It’s time for businesses to start people-proofing their systems. According to Verizon’s 16th Annual Data Breach Investigations Report, 74 percent of all breaches include the human element through error, privilege misuse, social engineering, or use of stolen credentials.
Whether it was falling for a phishing email, errors, or misusing their access to computer systems, nearly three quarters of breaches last year involved humans doing something wrong, according to Verizon.
For the 2023 report, Verizon looked at 16,312 security incidents – of which 5,199 were confirmed breaches – between Nov. 1, 2021, and Oct. 31, 2022.
Verizon found that most threats came from outside the organization – 83 percent – but insiders can be dangerous too, with 19 percent of data breaches involving internal forces.

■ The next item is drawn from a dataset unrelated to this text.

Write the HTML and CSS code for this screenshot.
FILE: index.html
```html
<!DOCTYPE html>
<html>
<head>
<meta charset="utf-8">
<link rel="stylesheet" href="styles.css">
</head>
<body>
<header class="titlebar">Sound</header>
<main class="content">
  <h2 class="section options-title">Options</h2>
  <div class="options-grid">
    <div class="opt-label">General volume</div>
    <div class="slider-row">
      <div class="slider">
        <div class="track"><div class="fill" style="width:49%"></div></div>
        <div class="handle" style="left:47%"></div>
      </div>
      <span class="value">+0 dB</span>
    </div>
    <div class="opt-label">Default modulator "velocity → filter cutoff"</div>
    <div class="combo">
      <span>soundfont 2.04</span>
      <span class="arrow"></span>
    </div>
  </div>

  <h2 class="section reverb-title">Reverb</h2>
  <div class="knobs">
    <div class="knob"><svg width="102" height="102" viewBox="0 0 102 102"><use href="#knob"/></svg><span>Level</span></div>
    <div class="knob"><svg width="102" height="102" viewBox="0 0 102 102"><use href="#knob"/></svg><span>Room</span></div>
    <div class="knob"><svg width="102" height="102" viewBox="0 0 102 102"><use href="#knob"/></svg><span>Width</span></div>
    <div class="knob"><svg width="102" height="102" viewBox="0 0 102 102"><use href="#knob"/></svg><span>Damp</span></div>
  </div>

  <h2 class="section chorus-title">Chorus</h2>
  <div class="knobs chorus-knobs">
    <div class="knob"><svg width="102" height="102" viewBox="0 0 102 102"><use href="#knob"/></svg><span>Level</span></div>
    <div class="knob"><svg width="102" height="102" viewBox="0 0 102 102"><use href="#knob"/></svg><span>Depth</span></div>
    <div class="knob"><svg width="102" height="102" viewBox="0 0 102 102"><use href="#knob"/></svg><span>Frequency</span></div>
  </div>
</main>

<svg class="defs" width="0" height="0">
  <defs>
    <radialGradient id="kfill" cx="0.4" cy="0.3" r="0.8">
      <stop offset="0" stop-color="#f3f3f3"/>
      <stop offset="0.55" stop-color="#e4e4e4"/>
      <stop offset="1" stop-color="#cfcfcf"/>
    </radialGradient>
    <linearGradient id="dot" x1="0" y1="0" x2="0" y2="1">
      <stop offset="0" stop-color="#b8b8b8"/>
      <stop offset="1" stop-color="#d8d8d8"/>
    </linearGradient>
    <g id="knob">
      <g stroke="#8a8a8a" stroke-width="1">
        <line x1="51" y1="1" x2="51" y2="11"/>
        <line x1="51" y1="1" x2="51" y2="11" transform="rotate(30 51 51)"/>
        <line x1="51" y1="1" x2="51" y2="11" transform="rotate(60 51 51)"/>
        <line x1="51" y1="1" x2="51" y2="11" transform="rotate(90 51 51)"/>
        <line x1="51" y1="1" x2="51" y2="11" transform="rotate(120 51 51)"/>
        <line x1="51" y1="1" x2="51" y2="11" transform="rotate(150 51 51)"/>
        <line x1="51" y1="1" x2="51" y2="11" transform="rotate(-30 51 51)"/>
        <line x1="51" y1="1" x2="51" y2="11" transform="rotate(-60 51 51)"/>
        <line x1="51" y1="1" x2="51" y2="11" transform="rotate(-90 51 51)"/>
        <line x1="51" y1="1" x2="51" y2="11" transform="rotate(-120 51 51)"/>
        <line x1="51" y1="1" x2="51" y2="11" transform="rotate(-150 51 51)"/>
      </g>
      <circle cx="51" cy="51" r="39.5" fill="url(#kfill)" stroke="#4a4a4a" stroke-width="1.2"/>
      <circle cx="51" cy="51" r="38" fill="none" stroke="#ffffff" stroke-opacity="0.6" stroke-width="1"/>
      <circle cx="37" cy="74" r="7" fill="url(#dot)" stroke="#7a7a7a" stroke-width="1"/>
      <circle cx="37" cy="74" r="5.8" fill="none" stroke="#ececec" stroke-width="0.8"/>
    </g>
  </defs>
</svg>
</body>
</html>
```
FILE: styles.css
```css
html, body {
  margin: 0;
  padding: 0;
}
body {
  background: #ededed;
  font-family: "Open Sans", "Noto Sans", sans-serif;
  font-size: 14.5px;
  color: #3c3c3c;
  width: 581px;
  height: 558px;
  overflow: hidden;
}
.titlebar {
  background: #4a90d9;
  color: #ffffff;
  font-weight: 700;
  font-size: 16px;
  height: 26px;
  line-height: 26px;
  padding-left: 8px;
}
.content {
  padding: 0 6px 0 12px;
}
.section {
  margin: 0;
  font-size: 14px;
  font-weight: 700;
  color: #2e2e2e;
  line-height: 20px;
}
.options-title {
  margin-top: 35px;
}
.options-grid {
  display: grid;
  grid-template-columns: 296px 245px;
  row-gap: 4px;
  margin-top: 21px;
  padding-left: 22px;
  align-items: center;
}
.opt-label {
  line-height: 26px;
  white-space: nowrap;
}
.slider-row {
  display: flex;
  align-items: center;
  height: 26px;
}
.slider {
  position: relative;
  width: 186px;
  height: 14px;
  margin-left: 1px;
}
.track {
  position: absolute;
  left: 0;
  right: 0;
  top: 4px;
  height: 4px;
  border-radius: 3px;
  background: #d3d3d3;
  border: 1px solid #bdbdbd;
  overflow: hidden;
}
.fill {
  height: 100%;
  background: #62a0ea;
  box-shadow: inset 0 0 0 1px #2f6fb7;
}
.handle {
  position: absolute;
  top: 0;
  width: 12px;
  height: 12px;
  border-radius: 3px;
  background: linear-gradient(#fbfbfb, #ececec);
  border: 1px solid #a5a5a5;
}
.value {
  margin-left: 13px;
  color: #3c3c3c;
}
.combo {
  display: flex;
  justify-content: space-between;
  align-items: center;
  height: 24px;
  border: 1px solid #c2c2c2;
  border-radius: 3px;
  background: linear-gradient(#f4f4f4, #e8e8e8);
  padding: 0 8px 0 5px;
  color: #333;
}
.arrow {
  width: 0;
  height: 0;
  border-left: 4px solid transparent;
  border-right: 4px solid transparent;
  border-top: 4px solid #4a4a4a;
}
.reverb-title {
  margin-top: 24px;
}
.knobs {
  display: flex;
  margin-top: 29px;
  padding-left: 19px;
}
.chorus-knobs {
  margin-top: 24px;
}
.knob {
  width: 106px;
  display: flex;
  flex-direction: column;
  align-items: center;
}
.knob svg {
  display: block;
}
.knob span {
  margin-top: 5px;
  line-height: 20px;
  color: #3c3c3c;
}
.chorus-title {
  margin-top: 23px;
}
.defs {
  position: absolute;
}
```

One of the associated factors is business email compromise attacks – which is a kind of scam where the criminals try to trick someone into transferring money to them, often by posing as someone else.
These are one of the costliest scams, Verizon said. According to the report, the median loss in recent years from business email compromise is $50,000.

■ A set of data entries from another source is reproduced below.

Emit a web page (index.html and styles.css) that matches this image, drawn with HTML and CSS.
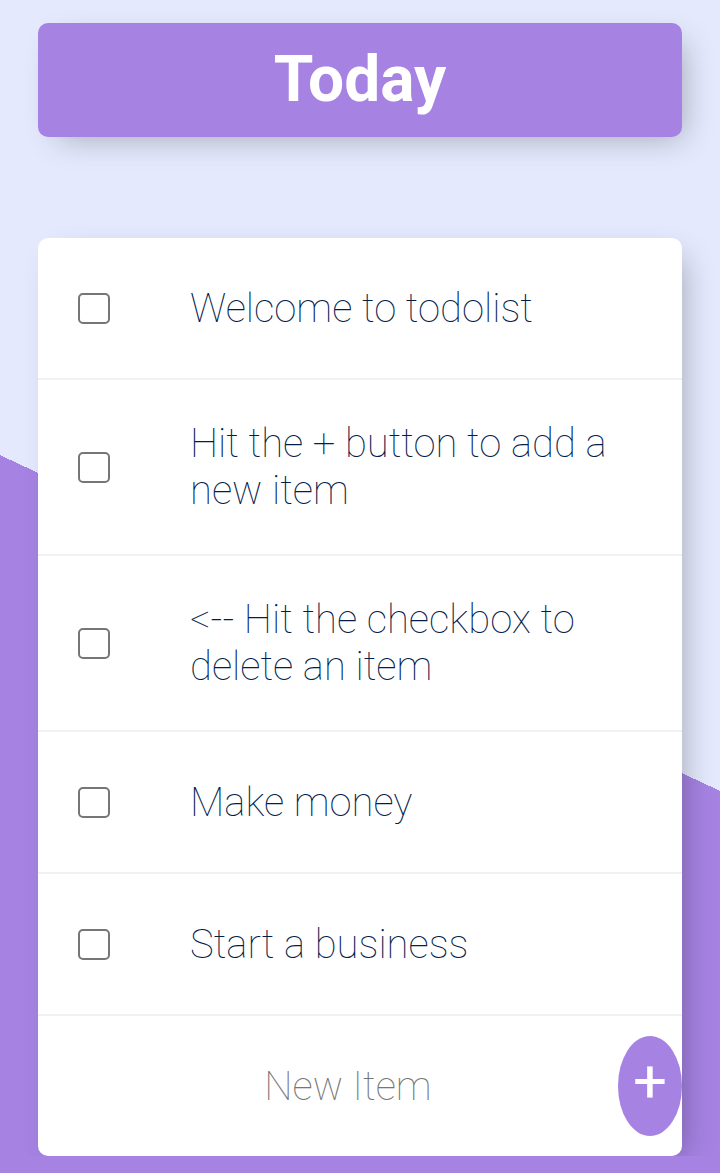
FILE: index.html
```html
<!DOCTYPE html>
<html lang="en">
<head>
<meta charset="utf-8">
<title>To-Do List</title>
<link rel="stylesheet" href="styles.css">
</head>
<body>
  <div class="page">
    <div class="box heading">
      <h1 class="title">Today</h1>
    </div>

    <div class="box list">
      <div class="item">
        <input class="check" type="checkbox">
        <p class="text">Welcome to todolist</p>
      </div>
      <div class="item">
        <input class="check" type="checkbox">
        <p class="text">Hit the + button to add a new item</p>
      </div>
      <div class="item">
        <input class="check" type="checkbox">
        <p class="text">&lt;-- Hit the checkbox to delete an item</p>
      </div>
      <div class="item">
        <input class="check" type="checkbox">
        <p class="text">Make money</p>
      </div>
      <div class="item">
        <input class="check" type="checkbox">
        <p class="text">Start a business</p>
      </div>
      <form class="item new-form">
        <input class="new-input" type="text" name="newItem" placeholder="New Item" autocomplete="off">
        <button class="add-btn" type="submit" name="list" value="Today"><span class="plus">+</span></button>
      </form>
    </div>
  </div>
</body>
</html>
```

FILE: styles.css
```css
html {
  min-height: 1246px;
  background-color: #E4E9FD;
  background-image: linear-gradient(25deg, #A683E3 50%, #E4E9FD 50%);
  font-family: Roboto, "Liberation Sans", sans-serif;
}

body {
  margin: 0;
}

.page {
  padding: 23px 38px 0;
}

.box {
  background: #ffffff;
  border-radius: 10px;
  box-shadow: 10px 10px 30px -10px rgba(0, 0, 0, 0.3);
}

.heading {
  background-color: #A683E3;
  text-align: center;
}

.title {
  margin: 0;
  padding: 20px;
  color: #ffffff;
  font-size: 64px;
  line-height: 74px;
  font-weight: 700;
}

.list {
  margin-top: 101px;
}

.item {
  min-height: 140px;
  display: flex;
  align-items: center;
  border-bottom: 2px solid #F1F1F1;
}

.item:last-child {
  border-bottom: 0;
}

.check {
  appearance: none;
  -webkit-appearance: none;
  flex: none;
  width: 32px;
  height: 31px;
  margin: 0 40px;
  border: 2px solid #767676;
  border-radius: 5px;
  background: #ffffff;
  box-sizing: border-box;
}

.text {
  margin: 0;
  padding: 40px;
  font-size: 40px;
  font-weight: 100;
  color: #00204a;
}

.new-form {
  margin: 0;
  padding-left: 40px;
}

.new-input {
  flex: 1;
  min-width: 0;
  height: 120px;
  padding: 0;
  border: none;
  background: transparent;
  text-align: center;
  font-family: Roboto, "Liberation Sans", sans-serif;
  font-size: 40px;
  font-weight: 100;
  color: #00204a;
  outline: none;
}

.new-input::placeholder {
  color: #757575;
  opacity: 1;
}

.add-btn {
  flex: none;
  width: 64px;
  height: 100px;
  padding: 0 0 8px;
  border: 0;
  border-radius: 50%;
  background-color: #A683E3;
  color: #ffffff;
  font-family: Roboto, "Liberation Sans", sans-serif;
  font-size: 60px;
  font-weight: 400;
  line-height: 1;
  display: flex;
  align-items: center;
  justify-content: center;
}
```
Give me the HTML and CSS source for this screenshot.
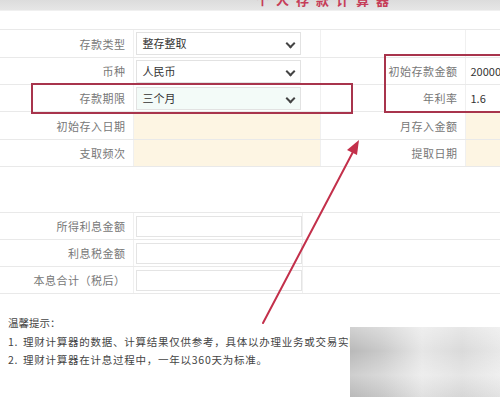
FILE: index.html
```html
<!DOCTYPE html>
<html lang="zh-CN">
<head>
    <meta charset="UTF-8">
    <meta name="viewport" content="width=device-width, initial-scale=1.0">
    <title>个人存款计算器</title>
    <link rel="stylesheet" href="styles.css">
</head>
<body>
    <div class="page">
        <div class="topbar">
            <h1>个人存款计算器</h1>
        </div>

        <table class="calc">
            <colgroup>
                <col class="c-label">
                <col class="c-field">
                <col class="c-label2">
                <col class="c-field2">
            </colgroup>
            <tr class="r1">
                <th>存款类型</th>
                <td><div class="select">整存整取<span class="chev"></span></div></td>
                <th></th>
                <td></td>
            </tr>
            <tr class="r2">
                <th>币种</th>
                <td><div class="select">人民币<span class="chev"></span></div></td>
                <th>初始存款金额</th>
                <td class="val">20000</td>
            </tr>
            <tr class="r3">
                <th>存款期限</th>
                <td><div class="select active">三个月<span class="chev"></span></div></td>
                <th>年利率</th>
                <td class="val">1.6</td>
            </tr>
            <tr class="r4">
                <th>初始存入日期</th>
                <td class="fill"></td>
                <th>月存入金额</th>
                <td class="fill"></td>
            </tr>
            <tr class="r5">
                <th>支取频次</th>
                <td class="fill"></td>
                <th>提取日期</th>
                <td class="fill"></td>
            </tr>
        </table>

        <table class="result">
            <colgroup>
                <col class="c-label">
                <col class="c-out">
                <col>
            </colgroup>
            <tr>
                <th>所得利息金额</th>
                <td><div class="box"></div></td>
                <td></td>
            </tr>
            <tr>
                <th>利息税金额</th>
                <td><div class="box"></div></td>
                <td></td>
            </tr>
            <tr>
                <th>本息合计（税后）</th>
                <td><div class="box"></div></td>
                <td></td>
            </tr>
        </table>

        <div class="tips">
            <p>温馨提示：</p>
            <ol>
                <li><span>1.</span>理财计算器的数据、计算结果仅供参考，具体以办理业务或交易实际结果为准。</li>
                <li><span>2.</span>理财计算器在计息过程中，一年以360天为标准。</li>
            </ol>
        </div>

        <!-- annotations drawn over the screenshot -->
        <div class="mark mark-term"></div>
        <div class="mark mark-amount"></div>
        <svg class="arrow" width="500" height="397" viewBox="0 0 500 397">
            <line x1="263" y1="323" x2="354" y2="150" stroke="#c3304b" stroke-width="2" stroke-linecap="round"/>
            <polygon points="359,140 347,150 357,155" fill="#c3304b"/>
        </svg>
        <div class="blur"></div>
    </div>
</body>
</html>
```

FILE: styles.css
```css
body {
    margin: 0;
    background: #fff;
    font-family: "Noto Sans CJK SC", "Liberation Sans", sans-serif;
    color: #555;
}

.page {
    position: relative;
    width: 500px;
    height: 397px;
    overflow: hidden;
    background: #fff;
}

.topbar {
    height: 10px;
    overflow: hidden;
    background: linear-gradient(#dcdcdc, #e6e6e6);
    border-bottom: 1px solid #f0f0f0;
}

.topbar h1 {
    margin: -8px 0 0 256px;
    font-size: 13px;
    line-height: 16px;
    letter-spacing: 7px;
    font-weight: bold;
    color: #c63d58;
}

.calc, .result {
    border-collapse: collapse;
    table-layout: fixed;
    width: 560px;
    font-size: 11px;
}

.calc {
    margin-top: 18px;
}

.result {
    margin-top: 45px;
}

.c-label { width: 133px; }
.c-field { width: 187px; }
.c-label2 { width: 145px; }
.c-field2 { width: 95px; }
.c-out { width: 169px; }

.calc th, .calc td, .result th, .result td {
    height: 26px;
    padding: 0;
    border-top: 1px solid #e9e9e9;
    border-bottom: 1px solid #e9e9e9;
    border-left: 1px solid #f0f0f0;
}

.calc th, .result th {
    text-align: right;
    font-weight: normal;
    padding-right: 7px;
    color: #777;
    letter-spacing: 0.5px;
}

.calc th:first-child, .result th:first-child {
    border-left: none;
}

.calc .r1 th, .calc .r1 td {
    height: 27px;
}

.calc .r4 th, .calc .r4 td {
    height: 27px;
}

.select {
    position: relative;
    width: 157px;
    height: 21px;
    margin-left: 2px;
    padding-left: 6px;
    line-height: 21px;
    border: 1px solid #e2e2e2;
    background: #fff;
    color: #333;
}

.select.active {
    background: #f3fbf8;
}

.chev {
    position: absolute;
    right: 6px;
    top: 7px;
    width: 5px;
    height: 5px;
    border-right: 2px solid #444;
    border-bottom: 2px solid #444;
    transform: rotate(45deg);
}

.val {
    padding-left: 5px !important;
    color: #333;
}

.fill {
    background: #fdf5e3;
}

.box {
    width: 164px;
    height: 19px;
    margin-left: 2px;
    border: 1px solid #e4e4e4;
    background: #fff;
}

.tips {
    margin-top: 20px;
    padding-left: 8px;
    font-size: 10.5px;
    color: #444;
}

.tips p {
    margin: 0 0 1px;
    line-height: 18px;
}

.tips ol {
    list-style: none;
    margin: 0;
    padding: 0;
}

.tips li {
    line-height: 18px;
    white-space: nowrap;
    letter-spacing: 0.75px;
}

.tips li span {
    display: inline-block;
    width: 15px;
}

.mark {
    position: absolute;
    border: 2px solid #a8344c;
    box-sizing: border-box;
}

.mark-term {
    left: 31px;
    top: 83px;
    width: 322px;
    height: 31px;
}

.mark-amount {
    left: 384px;
    top: 54px;
    width: 130px;
    height: 59px;
}

.arrow {
    position: absolute;
    left: 0;
    top: 0;
}

.blur {
    position: absolute;
    left: 350px;
    top: 327px;
    width: 160px;
    height: 80px;
    background:
        linear-gradient(180deg, rgba(255,255,255,0.35) 0%, rgba(255,255,255,0) 30%, rgba(255,255,255,0.3) 60%, rgba(0,0,0,0.05) 100%),
        linear-gradient(90deg, #b9b9b9 0%, #c9c9c9 20%, #e6e6e6 45%, #dadada 70%, #ececec 100%);
}
```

While phishing is still a very popular attack method, pretexting – when someone uses a fake story to trick a victim into doing something – is more popular, the report states.
Pretexting now accounts for 50 percent of social engineering attacks that rely on manipulating a victim – nearly double last year’s total. The report cites that phishing still accounts for 44 percent.

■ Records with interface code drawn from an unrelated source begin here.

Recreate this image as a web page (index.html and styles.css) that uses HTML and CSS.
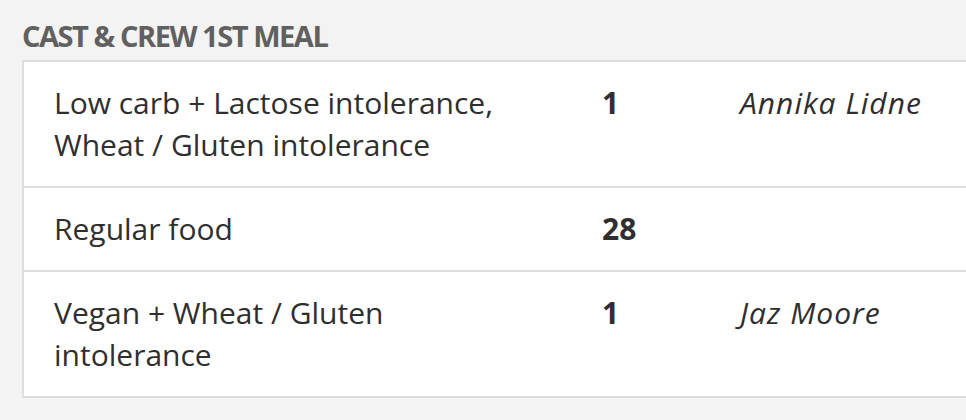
FILE: index.html
```html
<!DOCTYPE html>
<html lang="en">
<head>
<meta charset="utf-8">
<title>Cast &amp; Crew 1st Meal</title>
<link rel="stylesheet" href="styles.css">
</head>
<body>
<section class="meal">
  <h2 class="meal-title">CAST &amp; CREW 1ST MEAL</h2>
  <table class="meal-table">
    <colgroup>
      <col class="col-diet">
      <col class="col-count">
      <col class="col-names">
    </colgroup>
    <tbody>
      <tr>
        <td class="diet">Low carb + Lactose intolerance, Wheat / Gluten intolerance</td>
        <td class="count">1</td>
        <td class="names">Annika Lidne</td>
      </tr>
      <tr>
        <td class="diet">Regular food</td>
        <td class="count">28</td>
        <td class="names"></td>
      </tr>
      <tr>
        <td class="diet">Vegan + Wheat / Gluten intolerance</td>
        <td class="count">1</td>
        <td class="names">Jaz Moore</td>
      </tr>
    </tbody>
  </table>
</section>
</body>
</html>
```

FILE: styles.css
```css
html, body {
  margin: 0;
  padding: 0;
  background: #f3f3f3;
  overflow: hidden;
}

body {
  font-family: "Open Sans", "Liberation Sans", sans-serif;
  color: #2f2f2f;
}

.meal {
  padding: 15px 0 0 22px;
}

.meal-title {
  margin: 0 0 4px 0;
  font-size: 29px;
  line-height: 41px;
  font-weight: 700;
  letter-spacing: -1.45px;
  color: #606060;
}

.meal-table {
  width: 1000px;
  table-layout: fixed;
  border-collapse: collapse;
  background: #ffffff;
  border: 2px solid #dddddd;
}

.col-diet { width: 549px; }
.col-count { width: 138px; }

.meal-table tr {
  border-top: 2px solid #dddddd;
}

.meal-table td {
  padding: 20px 30px;
  font-size: 30px;
  line-height: 42px;
  vertical-align: top;
  text-align: left;
}

.count {
  font-weight: 700;
}

.names {
  font-style: italic;
  letter-spacing: 1px;
}
```
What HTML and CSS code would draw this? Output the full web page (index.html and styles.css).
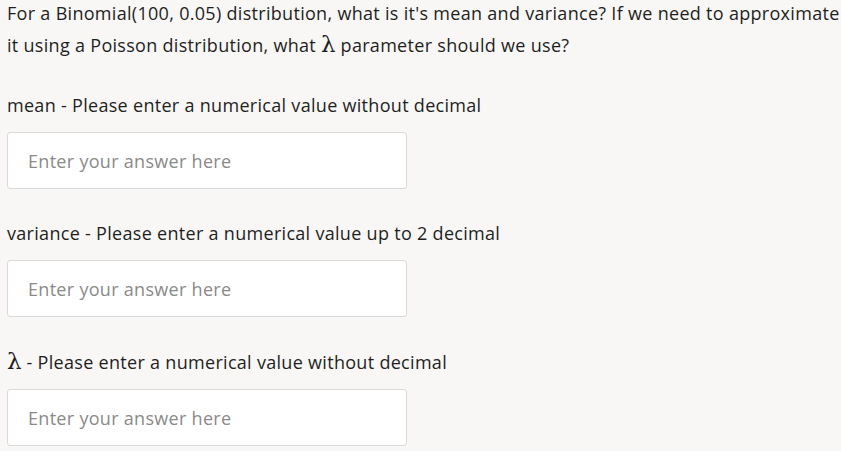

Verizon also found that ransomware incidents held steady at 24 percent of breaches. However, ransomware was everywhere: 91 percent of industries cited ransomware as one of the top issues they dealt with over the 12-month period.
It should come as no surprise that cyberattacks are almost always about the money.
Ninety-five percent of data breaches are financially driven, and, over the last two years, Verizon’s annual report found the median cost of ransomware has doubled from $13,000 to $26,000.
The Verizon report also found that the public administration, information, and financial and insurance sectors were the highest hit victim organizations when it came to cyberattacks – each clocking thousands of incidents in one year.
Small businesses were also hit more frequently from cyberattacks compared to large businesses, and North America took the top spot in cybercrime incidents globally – with Verizon finding 9,036 incidents on the continent, 1,924 of which had confirmed data disclosure.